* [Task requirements]:
Omit the images, then print each record below exactly as it reads.

Data items:
---------------

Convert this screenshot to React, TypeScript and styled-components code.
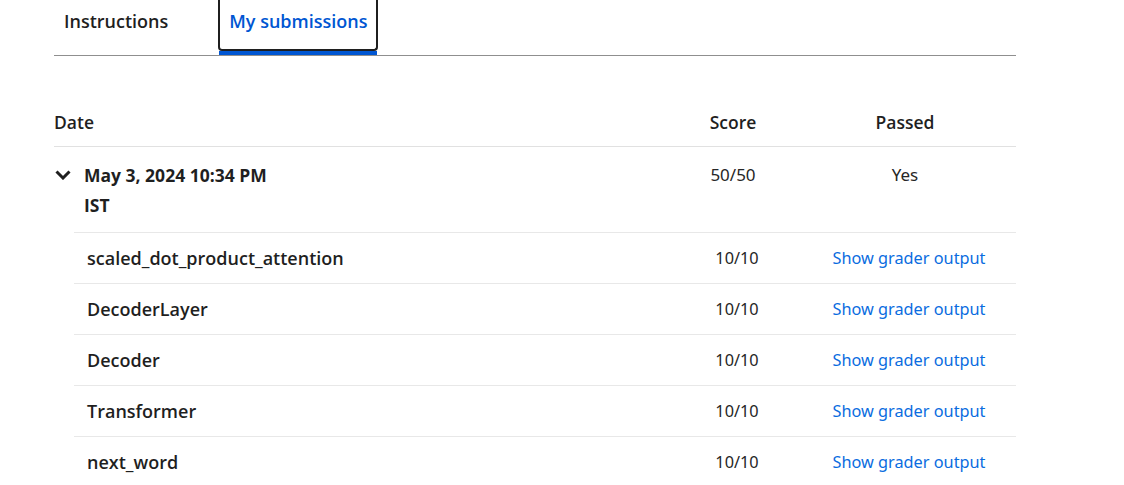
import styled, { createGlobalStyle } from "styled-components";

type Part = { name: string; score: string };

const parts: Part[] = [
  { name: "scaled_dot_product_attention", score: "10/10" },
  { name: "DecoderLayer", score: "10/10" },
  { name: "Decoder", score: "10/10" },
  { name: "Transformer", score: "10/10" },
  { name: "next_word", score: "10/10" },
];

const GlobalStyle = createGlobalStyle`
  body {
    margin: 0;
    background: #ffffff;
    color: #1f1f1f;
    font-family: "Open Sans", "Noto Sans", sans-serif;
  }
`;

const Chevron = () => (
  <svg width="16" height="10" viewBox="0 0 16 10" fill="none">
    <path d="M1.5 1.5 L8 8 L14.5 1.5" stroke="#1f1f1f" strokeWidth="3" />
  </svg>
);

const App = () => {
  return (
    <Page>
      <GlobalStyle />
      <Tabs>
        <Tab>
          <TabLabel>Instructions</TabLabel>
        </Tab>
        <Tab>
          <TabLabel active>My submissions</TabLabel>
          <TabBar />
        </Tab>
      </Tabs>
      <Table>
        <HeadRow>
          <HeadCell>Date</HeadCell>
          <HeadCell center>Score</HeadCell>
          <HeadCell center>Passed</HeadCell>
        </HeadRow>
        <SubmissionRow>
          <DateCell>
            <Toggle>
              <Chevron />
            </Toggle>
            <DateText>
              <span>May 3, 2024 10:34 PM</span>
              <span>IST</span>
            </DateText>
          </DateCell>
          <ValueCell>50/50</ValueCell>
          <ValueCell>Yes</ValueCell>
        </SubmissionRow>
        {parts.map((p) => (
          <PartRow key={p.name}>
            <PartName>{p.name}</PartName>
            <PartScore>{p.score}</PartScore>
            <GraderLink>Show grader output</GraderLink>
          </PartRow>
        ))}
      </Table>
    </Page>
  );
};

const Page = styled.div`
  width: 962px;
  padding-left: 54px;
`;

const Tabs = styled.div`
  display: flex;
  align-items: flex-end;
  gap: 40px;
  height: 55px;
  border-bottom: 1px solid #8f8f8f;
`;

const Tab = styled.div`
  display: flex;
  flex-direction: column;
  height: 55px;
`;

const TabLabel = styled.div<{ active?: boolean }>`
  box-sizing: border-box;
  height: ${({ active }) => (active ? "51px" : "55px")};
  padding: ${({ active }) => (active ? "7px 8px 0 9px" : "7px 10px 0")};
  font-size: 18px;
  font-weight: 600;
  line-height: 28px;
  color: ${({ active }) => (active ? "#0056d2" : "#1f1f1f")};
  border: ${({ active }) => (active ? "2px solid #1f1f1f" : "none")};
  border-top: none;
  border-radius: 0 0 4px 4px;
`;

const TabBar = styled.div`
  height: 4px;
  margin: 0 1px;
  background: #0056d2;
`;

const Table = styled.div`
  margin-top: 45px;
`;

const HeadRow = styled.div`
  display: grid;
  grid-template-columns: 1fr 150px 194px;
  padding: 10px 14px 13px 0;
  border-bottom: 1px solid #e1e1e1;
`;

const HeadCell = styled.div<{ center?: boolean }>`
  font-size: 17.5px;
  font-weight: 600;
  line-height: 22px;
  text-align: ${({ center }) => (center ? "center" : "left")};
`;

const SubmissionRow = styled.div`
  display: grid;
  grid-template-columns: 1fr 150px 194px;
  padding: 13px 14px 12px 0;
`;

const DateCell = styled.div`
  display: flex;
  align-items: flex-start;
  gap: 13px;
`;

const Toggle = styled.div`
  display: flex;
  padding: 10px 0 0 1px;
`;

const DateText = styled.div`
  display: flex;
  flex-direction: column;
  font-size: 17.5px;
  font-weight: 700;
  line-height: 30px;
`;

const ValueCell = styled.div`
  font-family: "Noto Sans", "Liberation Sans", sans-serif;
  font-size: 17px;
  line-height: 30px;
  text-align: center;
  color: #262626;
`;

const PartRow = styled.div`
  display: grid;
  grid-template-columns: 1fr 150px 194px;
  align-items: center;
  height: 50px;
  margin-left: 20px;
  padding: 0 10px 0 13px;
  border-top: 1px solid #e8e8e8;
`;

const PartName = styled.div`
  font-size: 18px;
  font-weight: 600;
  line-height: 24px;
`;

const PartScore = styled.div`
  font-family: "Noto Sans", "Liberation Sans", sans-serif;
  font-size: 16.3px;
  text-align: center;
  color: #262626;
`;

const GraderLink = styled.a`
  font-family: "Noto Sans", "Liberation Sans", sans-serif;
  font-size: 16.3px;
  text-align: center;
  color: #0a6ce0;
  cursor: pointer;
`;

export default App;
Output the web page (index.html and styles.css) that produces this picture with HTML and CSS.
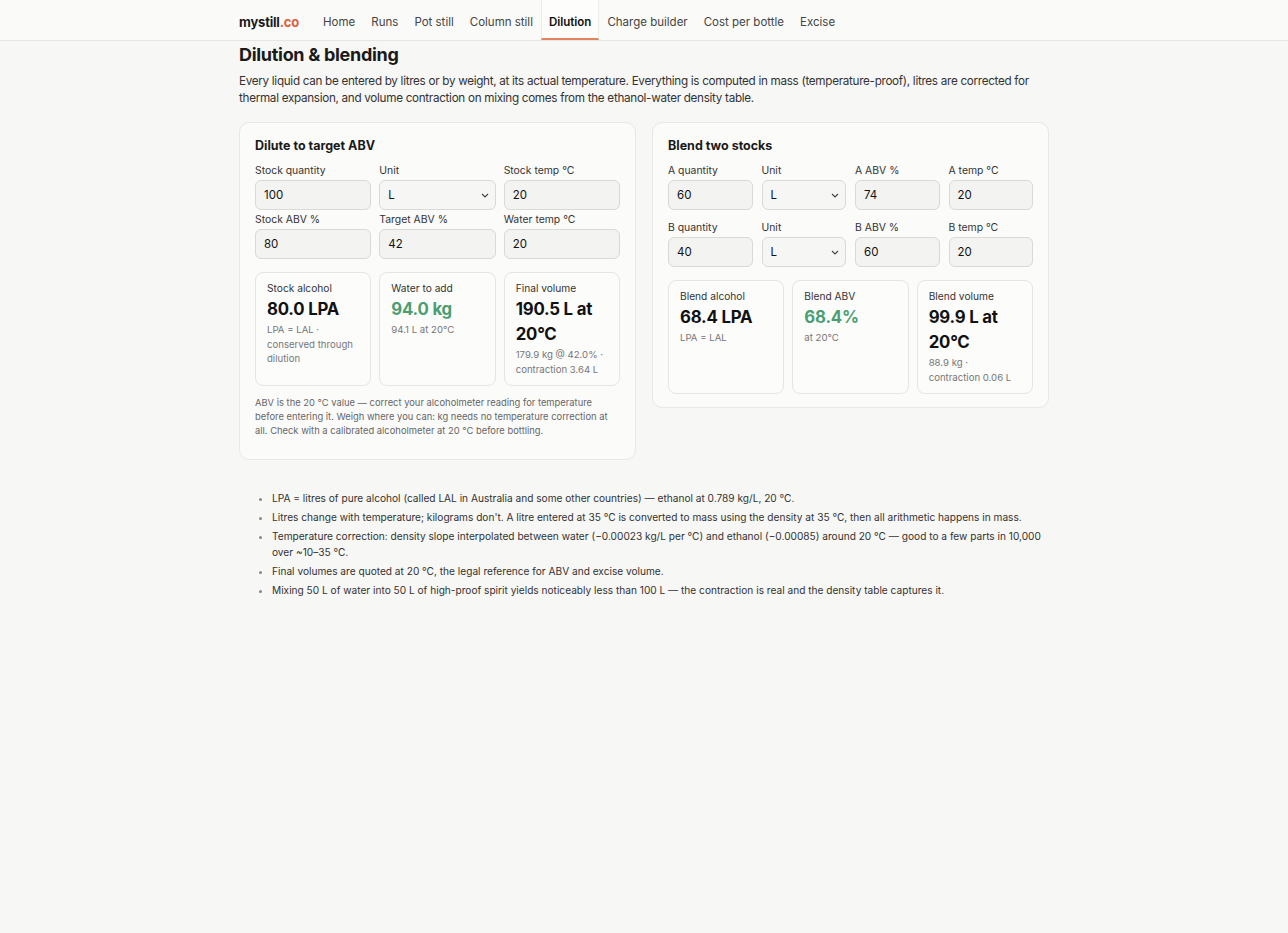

---------------

* [Written answer]:
Convert this screenshot to React, TypeScript and styled-components code.
import styled, { createGlobalStyle } from "styled-components";

type Part = { name: string; score: string };

const parts: Part[] = [
  { name: "scaled_dot_product_attention", score: "10/10" },
  { name: "DecoderLayer", score: "10/10" },
  { name: "Decoder", score: "10/10" },
  { name: "Transformer", score: "10/10" },
  { name: "next_word", score: "10/10" },
];

const GlobalStyle = createGlobalStyle`
  body {
    margin: 0;
    background: #ffffff;
    color: #1f1f1f;
    font-family: "Open Sans", "Noto Sans", sans-serif;
  }
`;

const Chevron = () => (
  <svg width="16" height="10" viewBox="0 0 16 10" fill="none">
    <path d="M1.5 1.5 L8 8 L14.5 1.5" stroke="#1f1f1f" strokeWidth="3" />
  </svg>
);

const App = () => {
  return (
    <Page>
      <GlobalStyle />
      <Tabs>
        <Tab>
          <TabLabel>Instructions</TabLabel>
        </Tab>
        <Tab>
          <TabLabel active>My submissions</TabLabel>
          <TabBar />
        </Tab>
      </Tabs>
      <Table>
        <HeadRow>
          <HeadCell>Date</HeadCell>
          <HeadCell center>Score</HeadCell>
          <HeadCell center>Passed</HeadCell>
        </HeadRow>
        <SubmissionRow>
          <DateCell>
            <Toggle>
              <Chevron />
            </Toggle>
            <DateText>
              <span>May 3, 2024 10:34 PM</span>
              <span>IST</span>
            </DateText>
          </DateCell>
          <ValueCell>50/50</ValueCell>
          <ValueCell>Yes</ValueCell>
        </SubmissionRow>
        {parts.map((p) => (
          <PartRow key={p.name}>
            <PartName>{p.name}</PartName>
            <PartScore>{p.score}</PartScore>
            <GraderLink>Show grader output</GraderLink>
          </PartRow>
        ))}
      </Table>
    </Page>
  );
};

const Page = styled.div`
  width: 962px;
  padding-left: 54px;
`;

const Tabs = styled.div`
  display: flex;
  align-items: flex-end;
  gap: 40px;
  height: 55px;
  border-bottom: 1px solid #8f8f8f;
`;

const Tab = styled.div`
  display: flex;
  flex-direction: column;
  height: 55px;
`;

const TabLabel = styled.div<{ active?: boolean }>`
  box-sizing: border-box;
  height: ${({ active }) => (active ? "51px" : "55px")};
  padding: ${({ active }) => (active ? "7px 8px 0 9px" : "7px 10px 0")};
  font-size: 18px;
  font-weight: 600;
  line-height: 28px;
  color: ${({ active }) => (active ? "#0056d2" : "#1f1f1f")};
  border: ${({ active }) => (active ? "2px solid #1f1f1f" : "none")};
  border-top: none;
  border-radius: 0 0 4px 4px;
`;

const TabBar = styled.div`
  height: 4px;
  margin: 0 1px;
  background: #0056d2;
`;

const Table = styled.div`
  margin-top: 45px;
`;

const HeadRow = styled.div`
  display: grid;
  grid-template-columns: 1fr 150px 194px;
  padding: 10px 14px 13px 0;
  border-bottom: 1px solid #e1e1e1;
`;

const HeadCell = styled.div<{ center?: boolean }>`
  font-size: 17.5px;
  font-weight: 600;
  line-height: 22px;
  text-align: ${({ center }) => (center ? "center" : "left")};
`;

const SubmissionRow = styled.div`
  display: grid;
  grid-template-columns: 1fr 150px 194px;
  padding: 13px 14px 12px 0;
`;

const DateCell = styled.div`
  display: flex;
  align-items: flex-start;
  gap: 13px;
`;

const Toggle = styled.div`
  display: flex;
  padding: 10px 0 0 1px;
`;

const DateText = styled.div`
  display: flex;
  flex-direction: column;
  font-size: 17.5px;
  font-weight: 700;
  line-height: 30px;
`;

const ValueCell = styled.div`
  font-family: "Noto Sans", "Liberation Sans", sans-serif;
  font-size: 17px;
  line-height: 30px;
  text-align: center;
  color: #262626;
`;

const PartRow = styled.div`
  display: grid;
  grid-template-columns: 1fr 150px 194px;
  align-items: center;
  height: 50px;
  margin-left: 20px;
  padding: 0 10px 0 13px;
  border-top: 1px solid #e8e8e8;
`;

const PartName = styled.div`
  font-size: 18px;
  font-weight: 600;
  line-height: 24px;
`;

const PartScore = styled.div`
  font-family: "Noto Sans", "Liberation Sans", sans-serif;
  font-size: 16.3px;
  text-align: center;
  color: #262626;
`;

const GraderLink = styled.a`
  font-family: "Noto Sans", "Liberation Sans", sans-serif;
  font-size: 16.3px;
  text-align: center;
  color: #0a6ce0;
  cursor: pointer;
`;

export default App;
Output the web page (index.html and styles.css) that produces this picture with HTML and CSS.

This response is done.